Some 2,000 trees have been felled to clear the site for a fresh investigation at Dalmagarry, near the spot where Mrs MacRae’s burnt-out BMW was found nearly 28 years ago.

A mechanical digger was brought in yesterday to start excavating 20,000 tons of soil and rock ahead of a painstaking search for clues and, it is hoped, the discovery of remains of the missing pair.

The police file on the case was reactivated after former officer, Det Sgt John Cathcart, said he was convinced the bodies were in the quarry.
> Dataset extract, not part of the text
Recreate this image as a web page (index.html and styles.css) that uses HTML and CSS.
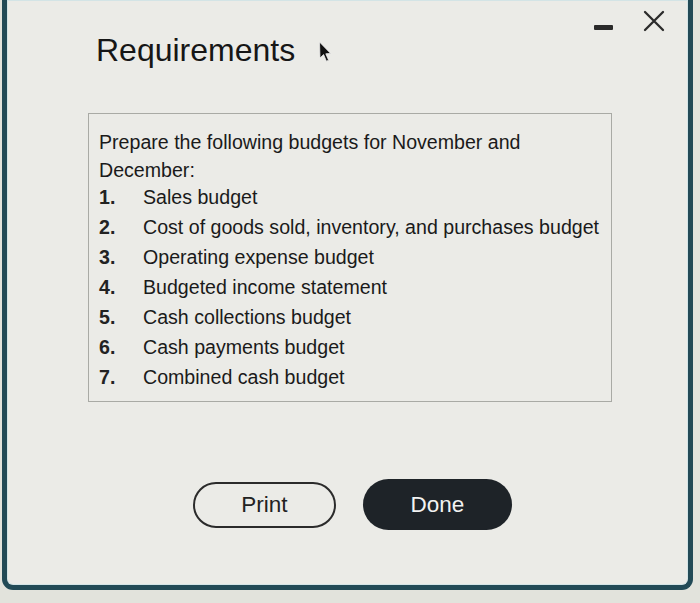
FILE: index.html
```html
<!DOCTYPE html>
<html>
<head>
<meta charset="utf-8">
<link rel="stylesheet" href="styles.css">
</head>
<body>
<div class="dialog">
  <div class="header">
    <div class="title-wrap">
      <h1 class="title">Requirements</h1>
      <svg class="cursor" width="14" height="22" viewBox="0 0 14 22"><path d="M1.5 1 L2 17 L5.6 13.6 L8.4 20.2 L10.6 19.2 L7.8 12.8 L12.6 12.4 Z" fill="#111" stroke="#eee" stroke-width="0.8" stroke-linejoin="round"/></svg>
    </div>
    <div class="controls">
      <span class="minimize"></span>
      <svg class="close" width="22" height="22" viewBox="0 0 22 22"><path d="M2 2 L20 20 M20 2 L2 20" stroke="#2b2b2b" stroke-width="2.3" stroke-linecap="round"/></svg>
    </div>
  </div>
  <div class="box">
    <p class="intro">Prepare the following budgets for November and December:</p>
    <ol class="list">
      <li><span class="num">1.</span><span>Sales budget</span></li>
      <li><span class="num">2.</span><span>Cost of goods sold, inventory, and purchases budget</span></li>
      <li><span class="num">3.</span><span>Operating expense budget</span></li>
      <li><span class="num">4.</span><span>Budgeted income statement</span></li>
      <li><span class="num">5.</span><span>Cash collections budget</span></li>
      <li><span class="num">6.</span><span>Cash payments budget</span></li>
      <li><span class="num">7.</span><span>Combined cash budget</span></li>
    </ol>
  </div>
  <div class="buttons">
    <button class="btn btn-print">Print</button>
    <button class="btn btn-done">Done</button>
  </div>
</div>
</body>
</html>
```
FILE: styles.css
```css
html, body {
  margin: 0;
  padding: 0;
}
body {
  width: 700px;
  height: 603px;
  overflow: hidden;
  background: #e2e3dc;
  font-family: "Liberation Sans", Arial, sans-serif;
  color: #1a1a1a;
}
.dialog {
  box-sizing: border-box;
  margin-left: 2px;
  width: 691px;
  height: 590px;
  background: #ebebe7;
  border: 5px solid #224a56;
  border-top: 0;
  border-radius: 0 0 11px 11px;
  box-shadow: inset 0 0 0 1px #d3e4e6;
  display: flex;
  flex-direction: column;
}
.header {
  display: flex;
  justify-content: space-between;
  align-items: flex-start;
  padding: 10px 23px 0 89px;
}
.title-wrap {
  display: flex;
  align-items: flex-start;
  margin-top: 22px;
}
.title {
  margin: 0;
  font-size: 32px;
  line-height: 36px;
  font-weight: normal;
  color: #161616;
}
.cursor {
  margin-left: 23px;
  margin-top: 9px;
}
.controls {
  display: flex;
  align-items: flex-start;
  gap: 30px;
}
.minimize {
  display: block;
  width: 19px;
  height: 5px;
  background: #2a2a2a;
  border-radius: 1px;
  margin-top: 15px;
}
.close {
  display: block;
}
.box {
  margin: 45px 0 0 81px;
  width: 524px;
  box-sizing: border-box;
  border: 1.5px solid #a9aaa5;
  padding: 14px 10px 9px 10px;
  font-size: 19.6px;
}
.intro {
  margin: 0;
  width: 505px;
  line-height: 28px;
}
.list {
  list-style: none;
  margin: -2px 0 0 0;
  padding: 0;
}
.list li {
  display: grid;
  grid-template-columns: 44px 1fr;
  line-height: 30px;
  white-space: nowrap;
}
.num {
  font-weight: bold;
  color: #222;
}
.buttons {
  display: flex;
  align-items: center;
  gap: 27px;
  margin: 77px 0 0 186px;
}
.btn {
  font-family: "Liberation Sans", Arial, sans-serif;
  font-size: 22.5px;
  height: 48px;
  border-radius: 24px;
  padding: 0;
  cursor: pointer;
}
.btn-print {
  width: 143px;
  background: transparent;
  border: 2px solid #2b2b2b;
  color: #222;
  height: 46px;
}
.btn-done {
  width: 149px;
  height: 51px;
  border-radius: 26px;
  background: #1e2328;
  border: 0;
  color: #f2f2f2;
}
```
He said that a few months after Mrs MacRae and Andrew disappeared he detected the smell of rotting flesh in the quarry, but a full search was never completed.

However, last month Ian Latimer, Chief Constable of Northern Constabulary, announced that after a cold-case review of the deaths, he now had a "specific reason" to carry out a further search.

Prof Black, who works at Dundee University’s anatomy and anthropology department, said her task will be to identify any remains found, but with the passage of time and a three-year-old possibly involved, the team could be looking for pieces of evidence "no bigger than the end of your thumb".

She said: "With adult material it’s often very obvious but with children it becomes very much more specialised.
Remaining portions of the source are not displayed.